Pertanto, anche nel caso in cui l’associazione si veda contestata la defiscalizzazione sui proventi specifici (perché ad esempio non ha recepito in statuto i parametri di cui all’art. 148 Tuir), comunque la natura dell’ente rimarrà non lucrativa con conseguente diritto di continuare ad applicare legittimamente la legge 398/91.

Trasferendoci sull’altro ambito normativo di favore citato, il combinato disposto di cui agli artt. 148 Tuir e 4 decreto Iva, si deve partire necessariamente da un presupposto, spesso disconosciuto al mondo sportivo. Di diritto la defiscalizzazione sui corrispettivi specifici non trova applicazione nei confronti delle sportive.

La possibilità di utilizzare la norma agevolativa deriva da due presupposti ulteriori, la cui presenza non è indispensabile al riconoscimento di una società o associazione sportiva dilettantistica.

Il primo è legato alla costituzione per atto pubblico, scrittura privata autenticata o registrata (ricordiamo che il comma 17 dell’art. 90 l. 289/02 prevede esclusivamente l’atto “scritto” come requisito per l’esistenza dell’ente) ed il secondo connesso al recepimento in statuto dei principi obbligatori contenuti nelle citate norme. Principi in alcuni casi uguali a quelli già elencati nel comma 18 del citato articolo 90 (e quindi presumibilmente già presenti nello statuto), ma in altri (tipo l’incedibilità delle quote o il divieto di rivalutazione delle stesse) sicuramente diversi e ulteriori.

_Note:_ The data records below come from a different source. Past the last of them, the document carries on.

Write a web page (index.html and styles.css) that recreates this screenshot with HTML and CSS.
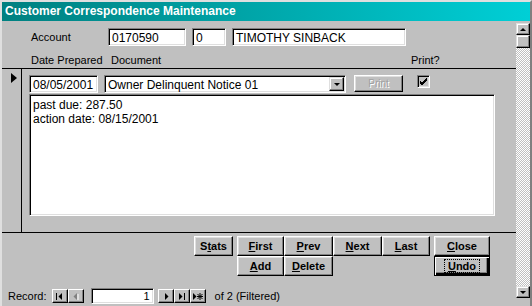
FILE: index.html
```html
<!DOCTYPE html>
<html lang="en">
<head>
    <meta charset="UTF-8">
    <title>Customer Correspondence Maintenance</title>
    <link rel="stylesheet" href="styles.css">
</head>
<body>

    <div class="window">
        <div class="titlebar">Customer Correspondence Maintenance</div>

        <div class="main">
            <div class="form">

                <!-- Form header -->
                <div class="form-header">
                    <div class="account-row">
                        <span class="label account-label">Account</span>
                        <div class="field acct-no">0170590</div>
                        <div class="field acct-sub">0</div>
                        <div class="field acct-name">TIMOTHY SINBACK</div>
                    </div>
                    <div class="column-labels">
                        <span class="label col-date">Date Prepared</span>
                        <span class="label col-doc">Document</span>
                        <span class="label col-print">Print?</span>
                    </div>
                </div>

                <!-- Detail section -->
                <div class="detail">
                    <div class="selector"><span class="current-arrow"></span></div>
                    <div class="record">
                        <div class="record-row">
                            <div class="field date-field">08/05/2001</div>
                            <div class="field combo">
                                <span class="combo-text">Owner Delinquent Notice 01</span>
                                <span class="combo-btn"><span class="down-tri"></span></span>
                            </div>
                            <button class="btn print-btn" disabled>Print</button>
                            <span class="checkbox">
                                <svg width="9" height="9" viewBox="0 0 9 9"><path d="M1 4 L3 6 L8 1 M1 5 L3 7 L8 2 M1 6 L3 8 L8 3" stroke="#000" fill="none"/></svg>
                            </span>
                        </div>
                        <div class="field memo">past due: 287.50<br>action date: 08/15/2001</div>
                    </div>
                </div>

                <!-- Form footer -->
                <div class="form-footer">
                    <button class="btn stats-btn">S<u>t</u>ats</button>
                    <div class="nav-grid">
                        <button class="btn"><u>F</u>irst</button>
                        <button class="btn"><u>P</u>rev</button>
                        <button class="btn"><u>N</u>ext</button>
                        <button class="btn"><u>L</u>ast</button>
                        <button class="btn"><u>A</u>dd</button>
                        <button class="btn"><u>D</u>elete</button>
                    </div>
                    <div class="close-col">
                        <button class="btn"><u>C</u>lose</button>
                        <button class="btn default-btn"><span class="focus-rect"><u>U</u>ndo</span></button>
                    </div>
                </div>

                <!-- Record navigation -->
                <div class="record-nav">
                    <span class="nav-label">Record:</span>
                    <span class="nav-btn">
                        <svg width="8" height="7" viewBox="0 0 8 7"><rect x="0" y="0" width="1" height="7" fill="#000"/><path d="M6 0 L6 7 L2.5 3.5 Z" fill="#000"/></svg>
                    </span>
                    <span class="nav-btn">
                        <svg width="8" height="7" viewBox="0 0 8 7"><path d="M5 0 L5 7 L1.5 3.5 Z" fill="#808080"/><path d="M6 1 L6 8" stroke="#fff"/></svg>
                    </span>
                    <div class="field nav-input">1</div>
                    <span class="nav-btn">
                        <svg width="8" height="7" viewBox="0 0 8 7"><path d="M3 0 L3 7 L6.5 3.5 Z" fill="#000"/></svg>
                    </span>
                    <span class="nav-btn">
                        <svg width="8" height="7" viewBox="0 0 8 7"><path d="M1 0 L1 7 L4.5 3.5 Z" fill="#000"/><rect x="6" y="0" width="1" height="7" fill="#000"/></svg>
                    </span>
                    <span class="nav-btn">
                        <svg width="10" height="7" viewBox="0 0 10 7"><path d="M0 0 L0 7 L3.5 3.5 Z" fill="#000"/><path d="M7 0 L7 7 M4.5 1 L9.5 6 M9.5 1 L4.5 6 M4 3.5 L10 3.5" stroke="#000"/></svg>
                    </span>
                    <span class="nav-of">of 2 (Filtered)</span>
                </div>
            </div>

            <div class="vscroll">
                <span class="sb-btn"><span class="up-tri"></span></span>
                <span class="sb-thumb"></span>
                <span class="sb-track"></span>
                <span class="sb-btn"><span class="down-tri"></span></span>
            </div>
        </div>
    </div>

</body>
</html>
```

FILE: styles.css
```css
/* Access 95 style form */
* {
    box-sizing: border-box;
}

body {
    margin: 0;
    background-color: #c0c0c0;
    font-family: "Liberation Sans", Arial, sans-serif;
    font-size: 12px;
    color: #000;
}

.window {
    width: 532px;
    height: 306px;
    background-color: #c0c0c0;
    border-top: 2px solid #dfdfdf;
    border-left: 2px solid #dfdfdf;
    border-right: 2px solid #808080;
    display: flex;
    flex-direction: column;
}

.titlebar {
    height: 19px;
    padding: 2px 0 0 3px;
    background: linear-gradient(to right, #008080, #00cfd6);
    color: #fff;
    font-weight: bold;
    font-size: 12px;
}

.main {
    flex: 1;
    display: flex;
}

.form {
    width: 514px;
    display: flex;
    flex-direction: column;
}

.label {
    white-space: nowrap;
    font-size: 11px;
}

/* sunken text box */
.field {
    background-color: #fff;
    border: 1px solid;
    border-color: #808080 #fff #fff #808080;
    box-shadow: inset 1px 1px #000, inset -1px -1px #dfdfdf;
    padding: 2px 3px;
    height: 18px;
    line-height: 14px;
    white-space: nowrap;
}

/* raised button */
.btn {
    font-family: "Liberation Sans", Arial, sans-serif;
    font-size: 11px;
    font-weight: bold;
    color: #000;
    background-color: #c0c0c0;
    border: 1px solid;
    border-color: #fff #000 #000 #fff;
    box-shadow: inset -1px -1px #808080, inset 1px 1px #dfdfdf;
    padding: 0;
    height: 20px;
}

/* header */
.form-header {
    height: 48px;
    padding: 7px 0 0 29px;
    border-bottom: 1px solid #000;
}

.account-row {
    display: flex;
    align-items: center;
    gap: 6px;
}

.account-label {
    width: 71px;
}

.acct-no {
    width: 78px;
}

.acct-sub {
    width: 34px;
}

.acct-name {
    width: 174px;
}

.column-labels {
    display: flex;
    margin-top: 8px;
}

.col-date {
    width: 80px;
}

.col-doc {
    width: 300px;
}

.col-print {
    width: 50px;
}

/* detail */
.detail {
    height: 164px;
    display: flex;
    border-bottom: 1px solid #000;
}

.selector {
    width: 20px;
    border-right: 1px solid #000;
    padding: 4px 0 0 9px;
}

.current-arrow {
    display: block;
    width: 0;
    height: 0;
    border-top: 5px solid transparent;
    border-bottom: 5px solid transparent;
    border-left: 6px solid #000;
}

.record {
    padding: 6px 0 0 7px;
}

.record-row {
    display: flex;
    align-items: flex-start;
}

.date-field {
    width: 69px;
    margin-right: 6px;
}

.combo {
    width: 242px;
    display: flex;
    justify-content: space-between;
    padding: 2px 1px 0 3px;
}

.combo-btn {
    width: 15px;
    height: 14px;
    background-color: #c0c0c0;
    border: 1px solid;
    border-color: #dfdfdf #000 #000 #dfdfdf;
    box-shadow: inset -1px -1px #808080, inset 1px 1px #fff;
    display: flex;
    align-items: center;
    justify-content: center;
    margin-top: -1px;
}

.down-tri {
    width: 0;
    height: 0;
    border-left: 3px solid transparent;
    border-right: 3px solid transparent;
    border-top: 3px solid #000;
}

.up-tri {
    width: 0;
    height: 0;
    border-left: 3px solid transparent;
    border-right: 3px solid transparent;
    border-bottom: 3px solid #000;
}

.print-btn {
    width: 49px;
    height: 17px;
    margin-left: 8px;
    font-weight: normal;
    font-size: 10px;
    color: #a0a0a0;
    text-shadow: 1px 1px #fff;
}

.checkbox {
    width: 13px;
    height: 13px;
    margin-left: 14px;
    background-color: #c0c0c0;
    border: 1px solid;
    border-color: #808080 #fff #fff #808080;
    box-shadow: inset 1px 1px #000, inset -1px -1px #dfdfdf;
    display: flex;
    align-items: center;
    justify-content: center;
}

.memo {
    width: 466px;
    height: 122px;
    margin-top: 1px;
    padding: 3px 3px;
    white-space: normal;
}

/* footer */
.form-footer {
    height: 55px;
    display: flex;
    align-items: flex-start;
    gap: 4px;
    padding: 3px 0 0 192px;
}

.stats-btn {
    width: 39px;
}

.nav-grid {
    display: grid;
    grid-template-columns: 47px 49px 49px 48px;
}

.close-col {
    display: flex;
    flex-direction: column;
    width: 56px;
}

.default-btn {
    border: 1px solid #000;
    box-shadow: inset 1px 1px #fff, inset -2px -2px #000, inset -3px -3px #808080;
    display: flex;
    align-items: center;
    justify-content: center;
}

.focus-rect {
    border: 1px dotted #000;
    padding: 0 3px;
    line-height: 12px;
}

/* record navigation */
.record-nav {
    display: flex;
    align-items: center;
    height: 16px;
    padding-left: 6px;
    font-size: 11px;
}

.nav-label {
    margin-right: 5px;
}

.nav-btn {
    width: 16px;
    height: 14px;
    background-color: #c0c0c0;
    border: 1px solid;
    border-color: #fff #000 #000 #fff;
    box-shadow: inset -1px -1px #808080;
    display: flex;
    align-items: center;
    justify-content: center;
}

.nav-input {
    width: 63px;
    height: 16px;
    margin: 0 4px 0 7px;
    padding: 1px 3px;
    text-align: right;
    line-height: 12px;
}

.nav-of {
    margin-left: 9px;
}

/* vertical scrollbar */
.vscroll {
    width: 14px;
    display: flex;
    flex-direction: column;
    padding-top: 2px;
    padding-bottom: 8px;
}

.sb-btn,
.sb-thumb {
    width: 14px;
    height: 12px;
    background-color: #c0c0c0;
    border: 1px solid;
    border-color: #dfdfdf #000 #000 #dfdfdf;
    box-shadow: inset -1px -1px #808080, inset 1px 1px #fff;
    display: flex;
    align-items: center;
    justify-content: center;
}

.sb-thumb {
    height: 13px;
}

.sb-track {
    flex: 1;
    background: repeating-conic-gradient(#c0c0c0 0 25%, #fff 0 50%) 0 0 / 2px 2px;
}
```
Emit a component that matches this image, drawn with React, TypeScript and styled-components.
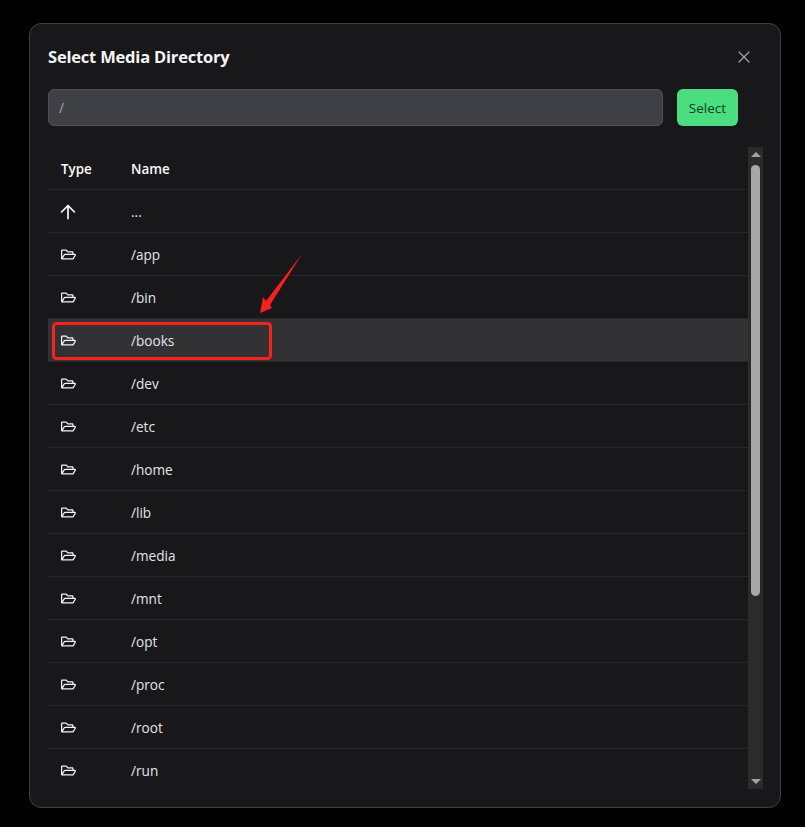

Chiariti i presupposti applicativi deve, però, essere chiaro che la norma deve essere letta con criteri evolutivi. Ad esempio, la non rivalutabilità della quota associativa è principio connesso all’assenza di scopo di lucro e, pertanto, l’eventuale assenza del vincolo in termini letterali non significa mancato rispetto della disciplina legislativa in esame. Pertanto, la lettura degli statuti, al fine di verificare la corrispondenza ai principi legislativi delle due norme di favore ora in esame, non può e non deve limitarsi al tenore letterale delle stesse ma deve verificare, anche indirettamente, la sussistenza dei principi richiesti dal legislatore. Assodato ciò non vi è dubbio che l’assenza dei presupposti statutari richiesti dal legislatore produce il venir meno della agevolazione sia ai fini iva che delle imposte sui redditi.

Se, ai fini dei redditi, la conseguenza per le sportive potrebbe essere relativa, assai più gravoso il problema si pone per l’Iva.

Infatti qui si manifestano due questioni, l’una ormai risolta e l’altra sulla quale si auspica una sollecita presa di posizione da parte della Agenzia delle entrate. La possibilità di applicare, anche in assenza di scritture contabili, la rivalsa dell’Iva pagata sugli acquisti relativi all’attività commerciale è un comportamento ormai diventato prassi da parte dell’Amministrazione.

Il problema diventa conflittuale, invece, nella determinazione dell’Iva sulle vendite. Infatti, in sede di accertamento l’imposta viene calcolata in aggiunta all’importo indicato come corrispettivo dei corsi che l’ente aveva indicato come istituzionali e che sono stati riclassificati come commerciali.

Ma, così operando, si calcola una imposta che il contribuente non ha mai incassato e si fa decadere il principio di neutralità dell’Iva.

A mio avviso, la determinazione corretta dell’imposta potrà avvenire solo scorporandola dall’importo lordo riclassificato come commerciale in sede di accertamento.

Poche indicazioni che ove venissero recepite, consentirebbero di definire la maggior parte dei contenziosi in essere.